EXERCISE TASK: Copy out every line containing the word "this".

** start of GIVEN INFORMATION **

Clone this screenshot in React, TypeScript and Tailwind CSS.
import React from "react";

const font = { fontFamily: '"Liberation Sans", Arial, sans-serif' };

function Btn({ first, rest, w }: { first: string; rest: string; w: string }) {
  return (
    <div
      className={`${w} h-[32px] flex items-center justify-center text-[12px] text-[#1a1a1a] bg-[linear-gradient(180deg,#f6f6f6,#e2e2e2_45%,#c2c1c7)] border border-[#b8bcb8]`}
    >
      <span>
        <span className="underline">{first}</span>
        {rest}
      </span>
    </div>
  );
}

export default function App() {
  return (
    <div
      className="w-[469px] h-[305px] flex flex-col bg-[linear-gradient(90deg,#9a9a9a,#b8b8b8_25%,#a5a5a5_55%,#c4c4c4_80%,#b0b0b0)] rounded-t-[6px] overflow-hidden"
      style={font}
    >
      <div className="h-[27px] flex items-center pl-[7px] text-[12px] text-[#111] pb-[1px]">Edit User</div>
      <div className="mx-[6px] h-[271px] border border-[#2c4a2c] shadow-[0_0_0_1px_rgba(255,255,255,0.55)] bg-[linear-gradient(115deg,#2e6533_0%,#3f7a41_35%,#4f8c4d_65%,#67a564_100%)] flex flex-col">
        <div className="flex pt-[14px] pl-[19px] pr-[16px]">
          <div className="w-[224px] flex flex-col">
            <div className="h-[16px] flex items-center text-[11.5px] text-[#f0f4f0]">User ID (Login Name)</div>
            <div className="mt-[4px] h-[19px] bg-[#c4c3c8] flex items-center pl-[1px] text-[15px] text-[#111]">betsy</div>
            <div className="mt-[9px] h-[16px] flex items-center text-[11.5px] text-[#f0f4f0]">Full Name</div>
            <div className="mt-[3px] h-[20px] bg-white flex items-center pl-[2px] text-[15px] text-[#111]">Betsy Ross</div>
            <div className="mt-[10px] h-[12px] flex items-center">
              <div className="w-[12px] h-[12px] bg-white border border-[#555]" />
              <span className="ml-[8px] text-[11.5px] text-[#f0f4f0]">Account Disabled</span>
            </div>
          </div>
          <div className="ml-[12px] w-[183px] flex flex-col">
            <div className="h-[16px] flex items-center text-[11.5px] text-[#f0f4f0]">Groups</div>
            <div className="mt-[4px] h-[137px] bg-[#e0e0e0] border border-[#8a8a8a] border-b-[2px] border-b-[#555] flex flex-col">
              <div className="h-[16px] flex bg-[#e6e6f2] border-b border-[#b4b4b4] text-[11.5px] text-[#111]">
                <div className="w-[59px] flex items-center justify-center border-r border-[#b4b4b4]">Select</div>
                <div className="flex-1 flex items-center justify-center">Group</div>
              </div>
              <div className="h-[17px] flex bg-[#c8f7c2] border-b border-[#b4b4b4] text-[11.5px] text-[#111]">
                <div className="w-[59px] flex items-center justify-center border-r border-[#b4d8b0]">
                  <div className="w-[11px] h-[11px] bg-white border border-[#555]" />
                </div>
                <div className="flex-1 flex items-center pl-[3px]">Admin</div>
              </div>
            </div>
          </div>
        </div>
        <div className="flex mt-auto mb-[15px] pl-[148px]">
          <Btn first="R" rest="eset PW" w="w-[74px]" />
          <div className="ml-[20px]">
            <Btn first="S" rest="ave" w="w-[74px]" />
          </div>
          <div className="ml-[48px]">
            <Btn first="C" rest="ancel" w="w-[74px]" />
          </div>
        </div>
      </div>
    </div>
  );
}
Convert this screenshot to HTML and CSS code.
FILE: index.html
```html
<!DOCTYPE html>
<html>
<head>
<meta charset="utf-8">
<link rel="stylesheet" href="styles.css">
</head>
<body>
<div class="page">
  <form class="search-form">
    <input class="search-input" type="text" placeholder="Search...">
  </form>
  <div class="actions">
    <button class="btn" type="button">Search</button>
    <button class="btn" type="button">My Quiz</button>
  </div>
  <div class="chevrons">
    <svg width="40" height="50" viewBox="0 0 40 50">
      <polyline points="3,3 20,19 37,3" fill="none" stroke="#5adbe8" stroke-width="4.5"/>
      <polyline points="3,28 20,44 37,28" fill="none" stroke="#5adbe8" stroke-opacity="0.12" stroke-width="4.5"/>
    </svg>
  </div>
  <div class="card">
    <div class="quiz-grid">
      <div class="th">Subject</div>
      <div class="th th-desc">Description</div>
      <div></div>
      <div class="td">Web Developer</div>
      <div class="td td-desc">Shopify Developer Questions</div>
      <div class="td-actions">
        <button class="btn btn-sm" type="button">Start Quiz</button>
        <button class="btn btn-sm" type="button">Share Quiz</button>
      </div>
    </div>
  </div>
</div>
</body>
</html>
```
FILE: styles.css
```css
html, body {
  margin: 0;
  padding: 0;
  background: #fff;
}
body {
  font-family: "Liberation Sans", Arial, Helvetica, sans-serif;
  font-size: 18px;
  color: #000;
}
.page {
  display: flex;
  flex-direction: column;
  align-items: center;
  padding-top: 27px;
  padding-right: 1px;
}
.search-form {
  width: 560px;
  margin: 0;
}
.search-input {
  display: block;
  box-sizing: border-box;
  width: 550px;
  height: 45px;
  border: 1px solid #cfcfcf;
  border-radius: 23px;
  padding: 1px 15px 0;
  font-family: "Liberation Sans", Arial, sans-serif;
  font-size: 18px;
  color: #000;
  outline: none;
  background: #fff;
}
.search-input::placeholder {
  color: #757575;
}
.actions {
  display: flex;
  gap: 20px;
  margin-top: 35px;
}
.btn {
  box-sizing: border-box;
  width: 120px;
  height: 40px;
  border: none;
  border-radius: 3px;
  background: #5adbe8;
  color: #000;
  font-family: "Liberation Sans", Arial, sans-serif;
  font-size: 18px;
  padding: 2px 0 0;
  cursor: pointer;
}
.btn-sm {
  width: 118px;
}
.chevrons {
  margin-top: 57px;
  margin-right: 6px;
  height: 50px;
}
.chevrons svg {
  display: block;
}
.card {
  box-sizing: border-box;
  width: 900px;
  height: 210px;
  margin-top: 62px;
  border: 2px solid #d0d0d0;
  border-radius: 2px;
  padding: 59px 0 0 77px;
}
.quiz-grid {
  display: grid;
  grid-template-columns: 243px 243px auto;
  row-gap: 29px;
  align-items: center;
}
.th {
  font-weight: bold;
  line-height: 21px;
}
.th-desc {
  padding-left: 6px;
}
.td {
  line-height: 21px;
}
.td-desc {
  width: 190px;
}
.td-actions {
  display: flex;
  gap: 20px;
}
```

** end of GIVEN INFORMATION **
** start of GIVEN INFORMATION **

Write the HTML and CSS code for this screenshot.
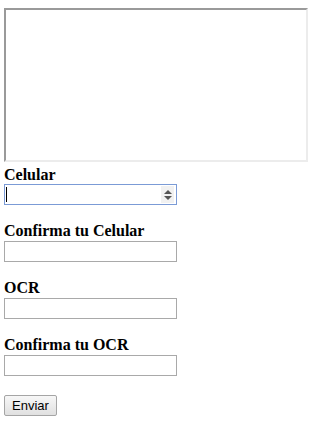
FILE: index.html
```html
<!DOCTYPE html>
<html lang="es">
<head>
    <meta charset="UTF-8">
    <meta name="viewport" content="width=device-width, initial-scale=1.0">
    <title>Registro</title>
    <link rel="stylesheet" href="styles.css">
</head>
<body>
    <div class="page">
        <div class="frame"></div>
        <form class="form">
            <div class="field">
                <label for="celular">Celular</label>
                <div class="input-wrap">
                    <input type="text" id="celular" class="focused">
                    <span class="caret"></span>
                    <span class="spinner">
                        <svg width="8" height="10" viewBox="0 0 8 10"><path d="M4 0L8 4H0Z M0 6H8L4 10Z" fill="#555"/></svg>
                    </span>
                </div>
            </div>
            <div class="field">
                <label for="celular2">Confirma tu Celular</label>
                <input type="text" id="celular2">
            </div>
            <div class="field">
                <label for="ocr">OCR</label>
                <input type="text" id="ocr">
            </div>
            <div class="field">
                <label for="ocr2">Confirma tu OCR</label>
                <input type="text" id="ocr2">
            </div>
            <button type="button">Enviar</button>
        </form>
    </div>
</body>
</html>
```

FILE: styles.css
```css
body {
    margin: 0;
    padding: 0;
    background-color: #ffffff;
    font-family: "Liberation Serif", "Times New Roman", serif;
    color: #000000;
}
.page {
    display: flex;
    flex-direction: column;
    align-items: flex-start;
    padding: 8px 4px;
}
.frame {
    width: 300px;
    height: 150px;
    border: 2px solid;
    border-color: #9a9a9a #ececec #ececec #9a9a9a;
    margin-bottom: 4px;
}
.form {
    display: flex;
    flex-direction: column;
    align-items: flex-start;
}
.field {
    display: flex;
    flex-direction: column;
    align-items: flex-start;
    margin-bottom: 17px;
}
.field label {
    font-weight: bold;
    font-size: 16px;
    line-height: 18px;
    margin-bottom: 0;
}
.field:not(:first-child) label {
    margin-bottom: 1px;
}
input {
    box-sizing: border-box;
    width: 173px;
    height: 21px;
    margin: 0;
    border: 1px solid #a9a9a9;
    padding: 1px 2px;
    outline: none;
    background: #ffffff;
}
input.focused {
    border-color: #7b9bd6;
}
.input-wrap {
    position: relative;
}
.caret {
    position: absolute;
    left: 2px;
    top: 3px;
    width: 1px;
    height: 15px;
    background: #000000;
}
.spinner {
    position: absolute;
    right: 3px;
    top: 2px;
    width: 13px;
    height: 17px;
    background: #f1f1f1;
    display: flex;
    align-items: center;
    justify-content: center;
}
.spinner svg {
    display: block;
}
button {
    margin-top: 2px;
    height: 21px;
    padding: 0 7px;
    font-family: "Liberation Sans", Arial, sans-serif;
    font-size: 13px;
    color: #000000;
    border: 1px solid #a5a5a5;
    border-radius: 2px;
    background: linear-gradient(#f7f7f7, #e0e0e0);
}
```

** end of GIVEN INFORMATION **

TASK RESPONSE:
Clone this screenshot in React, TypeScript and Tailwind CSS.
Convert this screenshot to HTML and CSS code.
Write the HTML and CSS code for this screenshot.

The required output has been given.